11/18/24

THE FRIDAY AFTERNOON CLUB




“Grief is just not one note,” Griffin Dunne remarked in an interview with Kelly Clarkson. He refers to the death of his sister and how he honored her in his humorous memoir, The Friday Afternoon Club: A Family Memoir.

 






I have known Griffin Dunne as the lead character in my favorite Martin Scorsese movie, After Hours (1985), which is why I quickly read through FAC. In doing so, I discovered that he played the werewolf in An American Werewolf in London (1981) and Uncle Nick in the third season of This Is Us. How did I not know this? Additionally, he was friends with Carrie Fisher when both were trying to establish their acting careers.

 

What interested me the most about his memoir was his retelling of his sister’s death, the subsequent trial, and the Dunne family’s resilience in moving forward and strengthening their relationships.

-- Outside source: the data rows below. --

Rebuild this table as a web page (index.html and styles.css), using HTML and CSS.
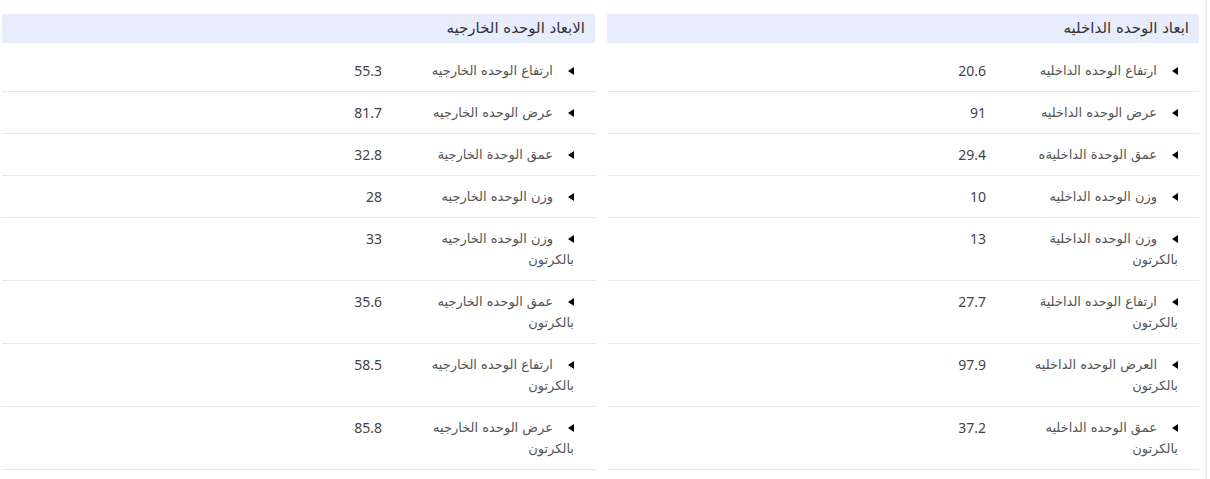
FILE: index.html
```html
<!DOCTYPE html>
<html lang="ar" dir="rtl">
<head>
<meta charset="utf-8">
<link rel="stylesheet" href="styles.css">
</head>
<body>
<div class="page">
  <section class="panel">
    <h2 class="panel-title">ابعاد الوحده الداخليه</h2>
    <ul class="rows">
      <li class="row"><span class="label"><i class="arrow"></i>ارتفاع الوحده الداخليه</span><span class="value">20.6</span></li>
      <li class="row"><span class="label"><i class="arrow"></i>عرض الوحده الداخليه</span><span class="value">91</span></li>
      <li class="row"><span class="label"><i class="arrow"></i>عمق الوحدة الداخليةه</span><span class="value">29.4</span></li>
      <li class="row"><span class="label"><i class="arrow"></i>وزن الوحده الداخليه</span><span class="value">10</span></li>
      <li class="row"><span class="label"><i class="arrow"></i>وزن الوحده الداخلية بالكرتون</span><span class="value">13</span></li>
      <li class="row"><span class="label"><i class="arrow"></i>ارتفاع الوحده الداخلية بالكرتون</span><span class="value">27.7</span></li>
      <li class="row"><span class="label"><i class="arrow"></i>العرض الوحده الداخليه بالكرتون</span><span class="value">97.9</span></li>
      <li class="row"><span class="label"><i class="arrow"></i>عمق الوحده الداخليه بالكرتون</span><span class="value">37.2</span></li>
    </ul>
  </section>
  <section class="panel">
    <h2 class="panel-title">الابعاد الوحده الخارجيه</h2>
    <ul class="rows">
      <li class="row"><span class="label"><i class="arrow"></i>ارتفاع الوحده الخارجيه</span><span class="value">55.3</span></li>
      <li class="row"><span class="label"><i class="arrow"></i>عرض الوحده الخارجيه</span><span class="value">81.7</span></li>
      <li class="row"><span class="label"><i class="arrow"></i>عمق الوحدة الخارجية</span><span class="value">32.8</span></li>
      <li class="row"><span class="label"><i class="arrow"></i>وزن الوحده الخارجيه</span><span class="value">28</span></li>
      <li class="row"><span class="label"><i class="arrow"></i>وزن الوحده الخارجيه بالكرتون</span><span class="value">33</span></li>
      <li class="row"><span class="label"><i class="arrow"></i>عمق الوحده الخارجيه بالكرتون</span><span class="value">35.6</span></li>
      <li class="row"><span class="label"><i class="arrow"></i>ارتفاع الوحده الخارجيه بالكرتون</span><span class="value">58.5</span></li>
      <li class="row"><span class="label"><i class="arrow"></i>عرض الوحده الخارجيه بالكرتون</span><span class="value">85.8</span></li>
    </ul>
  </section>
</div>
</body>
</html>
```

FILE: styles.css
```css
html, body {
  margin: 0;
  padding: 0;
  background: #fff;
}
body {
  font-family: "Noto Sans", "DejaVu Sans", sans-serif;
  color: #555;
  font-size: 14px;
}
.page {
  margin-right: 3px;
  box-sizing: border-box;
  padding: 14px 6px 0 2px;
  border-right: 2px solid #ececec;
  display: flex;
  gap: 12px;
  min-height: 479px;
}
.panel {
  flex: 0 0 592px;
}
.panel:last-child {
  flex-basis: 593px;
}
.panel-title {
  margin: 0;
  height: 29px;
  line-height: 29px;
  background: #e8edfd;
  color: #333;
  font-family: "DejaVu Sans", sans-serif;
  font-size: 15px;
  font-weight: normal;
  padding: 0 10px;
}
.rows {
  list-style: none;
  margin: 0;
  padding: 7px 0 0;
}
.row {
  display: flex;
  align-items: flex-start;
  padding: 10px 21px 10px 0;
  line-height: 21px;
  border-bottom: 1px solid #e8e8e8;
}
.label {
  flex: 0 0 155px;
  color: #555;
  font-family: "DejaVu Sans", sans-serif;
  font-size: 13px;
}
.arrow {
  display: inline-block;
  width: 0;
  height: 0;
  border-top: 4.5px solid transparent;
  border-bottom: 4.5px solid transparent;
  border-right: 6px solid #000;
  margin-left: 15px;
  vertical-align: 0;
}
.value {
  padding-right: 37px;
  color: #444;
}
```
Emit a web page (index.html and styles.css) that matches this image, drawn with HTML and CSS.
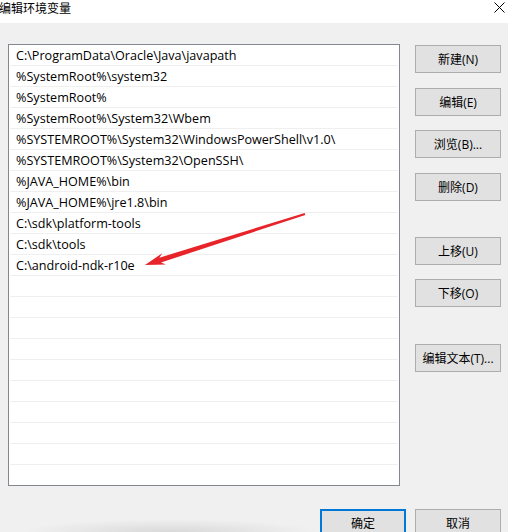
FILE: index.html
```html
<!DOCTYPE html>
<html lang="zh-CN">
<head>
<meta charset="utf-8">
<title>编辑环境变量</title>
<link rel="stylesheet" href="styles.css">
</head>
<body>
<div class="dialog">
  <div class="titlebar">
    <span class="title">编辑环境变量</span>
    <svg class="close" width="11" height="11" viewBox="0 0 11 11"><path d="M0.5 0.5 L10.5 10.5 M10.5 0.5 L0.5 10.5" stroke="#000" stroke-width="1" fill="none"/></svg>
  </div>
  <div class="main">
    <div class="listbox">
      <div class="row">C:\ProgramData\Oracle\Java\javapath</div>
      <div class="row">%SystemRoot%\system32</div>
      <div class="row">%SystemRoot%</div>
      <div class="row">%SystemRoot%\System32\Wbem</div>
      <div class="row">%SYSTEMROOT%\System32\WindowsPowerShell\v1.0\</div>
      <div class="row">%SYSTEMROOT%\System32\OpenSSH\</div>
      <div class="row">%JAVA_HOME%\bin</div>
      <div class="row">%JAVA_HOME%\jre1.8\bin</div>
      <div class="row">C:\sdk\platform-tools</div>
      <div class="row">C:\sdk\tools</div>
      <div class="row">C:\android-ndk-r10e</div>
      <div class="row"></div>
      <div class="row"></div>
      <div class="row"></div>
      <div class="row"></div>
      <div class="row"></div>
      <div class="row"></div>
      <div class="row"></div>
      <div class="row"></div>
      <div class="row"></div>
      <div class="row last"></div>
      <svg class="arrow" width="392" height="442" viewBox="8 44 392 442">
        <polygon fill="#e8242b" points="145,265 165.9,264.6 161,262.5 305.3,214.9 304.7,212.9 159.4,257.7 162.2,253.2"/>
      </svg>
    </div>
    <div class="buttons">
      <div class="btn">新建(N)</div>
      <div class="btn">编辑(E)</div>
      <div class="btn">浏览(B)...</div>
      <div class="btn">删除(D)</div>
      <div class="btn spaced">上移(U)</div>
      <div class="btn">下移(O)</div>
      <div class="btn spaced">编辑文本(T)...</div>
    </div>
  </div>
  <div class="footer">
    <div class="btn default">确定</div>
    <div class="btn">取消</div>
  </div>
</div>
</body>
</html>
```
FILE: styles.css
```css
html, body {
  margin: 0;
  padding: 0;
  width: 508px;
  height: 532px;
  overflow: hidden;
  background: #f0f0f0;
}
body {
  font-family: "Open Sans", "Noto Sans CJK SC", sans-serif;
  font-size: 12px;
  color: #000;
}
.dialog {
  display: flex;
  flex-direction: column;
  height: 532px;
  overflow: hidden;
}
.dialog > * {
  flex-shrink: 0;
}
.titlebar {
  height: 23px;
  background: #fff;
  display: flex;
  justify-content: space-between;
  align-items: flex-start;
}
.title {
  font-family: "Noto Sans CJK SC", sans-serif;
  font-size: 12px;
  line-height: 16px;
  margin-left: -1px;
}
.close {
  margin-top: 2px;
  margin-right: 3px;
}
.main {
  display: flex;
  padding: 21px 0 0 8px;
  gap: 15px;
}
.listbox {
  position: relative;
  box-sizing: border-box;
  width: 392px;
  height: 442px;
  border: 1px solid #828790;
  background: #fff;
  padding: 0 1px;
  overflow: hidden;
}
.row {
  box-sizing: border-box;
  height: 21px;
  border-bottom: 1px solid #efefef;
  padding: 1px 0 0 6px;
  font-size: 12.6px;
  line-height: 20px;
  white-space: nowrap;
}
.row.last {
  border-bottom: none;
}
.arrow {
  position: absolute;
  left: -1px;
  top: -1px;
}
.buttons {
  display: flex;
  flex-direction: column;
  gap: 14.5px;
  padding-top: 1px;
}
.btn {
  box-sizing: border-box;
  width: 86px;
  height: 28px;
  background: #e1e1e1;
  border: 1px solid #adadad;
  display: flex;
  align-items: center;
  justify-content: center;
  white-space: nowrap;
  flex-shrink: 0;
}
.btn.spaced {
  margin-top: 21.8px;
}
.footer {
  display: flex;
  justify-content: flex-end;
  gap: 9px;
  padding-right: 7px;
  margin-top: 23px;
  height: 30px;
  background: radial-gradient(ellipse 150px 14px at 170px 24px, rgba(0,0,0,0.10), rgba(0,0,0,0) 100%);
}
.btn.default {
  border: 2px solid #0078d7;
}
```
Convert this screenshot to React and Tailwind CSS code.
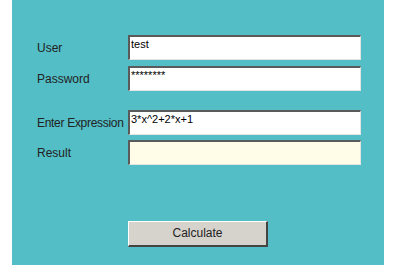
import React from 'react'

const font = { fontFamily: '"Liberation Sans", Arial, sans-serif' }

function Field({ label, value, bg = 'bg-white', className = '', labelClass = '' }) {
  return (
    <div className={`flex items-center ${className}`}>
      <div className={`w-[91px] shrink-0 whitespace-nowrap text-[12px] text-[#222] leading-[14px] ${labelClass}`}>{label}</div>
      <div
        className={`w-[233px] h-[25px] shrink-0 ${bg} border-t-2 border-l-2 border-b border-r border-t-[#5a5a5a] border-l-[#5a5a5a] border-b-[#e4e4e4] border-r-[#e4e4e4] pl-[1px] pt-[1px] text-[11px] leading-[13px] text-black`}
      >
        {value}
      </div>
    </div>
  )
}

export default function App() {
  return (
    <div className="w-[408px] h-[275px] bg-white" style={font}>
      <div className="ml-[12px] w-[372px] h-[265px] bg-[#53bec6] pl-[25px] pt-[35px] flex flex-col">
        <Field label="User" value="test" />
        <Field label="Password" value="********" className="mt-[6px]" />
        <Field label="Enter Expression" value="3*x^2+2*x+1" className="mt-[19px]" labelClass="tracking-[-0.3px]" />
        <Field label="Result" value="" bg="bg-[#fffde8]" className="mt-[5px]" />
        <div className="mt-[55px] ml-[91px]">
          <button className="w-[140px] h-[26px] bg-[#d6d2cc] border-t border-l border-b-2 border-r-2 border-t-white border-l-white border-b-[#444] border-r-[#444] text-[12px] text-[#222] leading-[14px]">
            Calculate
          </button>
        </div>
      </div>
    </div>
  )
}
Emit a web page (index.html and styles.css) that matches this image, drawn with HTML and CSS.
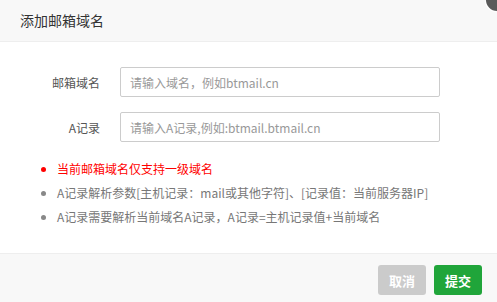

This book is definitely worth reading. I enjoyed the incidental celebrity encounters from Griffin’s younger days and his realization that he should have developed contacts earlier in his career, instead of struggling along the way. He mentioned that his own struggles mirrored the character he portrayed in After Hours.

 

To conclude, here’s a passage that reflects Griffin’s inner turmoil, along with links to a CBS Sunday Morning interview and After Hours footage.

 

“The peace I found living on the beach was intermittently shattered every time I heard 'Every Breath You Take' by The Police, which topped the charts that summer and was impossible to escape. It was a sinister song about a man obsessed with a woman he would never let out of his sight. I heard a threat of violence in the lyrics, should the woman ever think about leaving him. 

 

'Every move you make / And every vow you break / Every smile you fake / Every claim you stake / I’ll be watching you.'

 

It pained me when some of my intelligent women friends embraced 'Every Breath' as a love song. They thought having a man so obsessed with a woman was sexy and romantic, while I found the character Sting portrayed to be a sick individual, one who would ultimately kill the woman he sings about and anyone else if he had the chance.”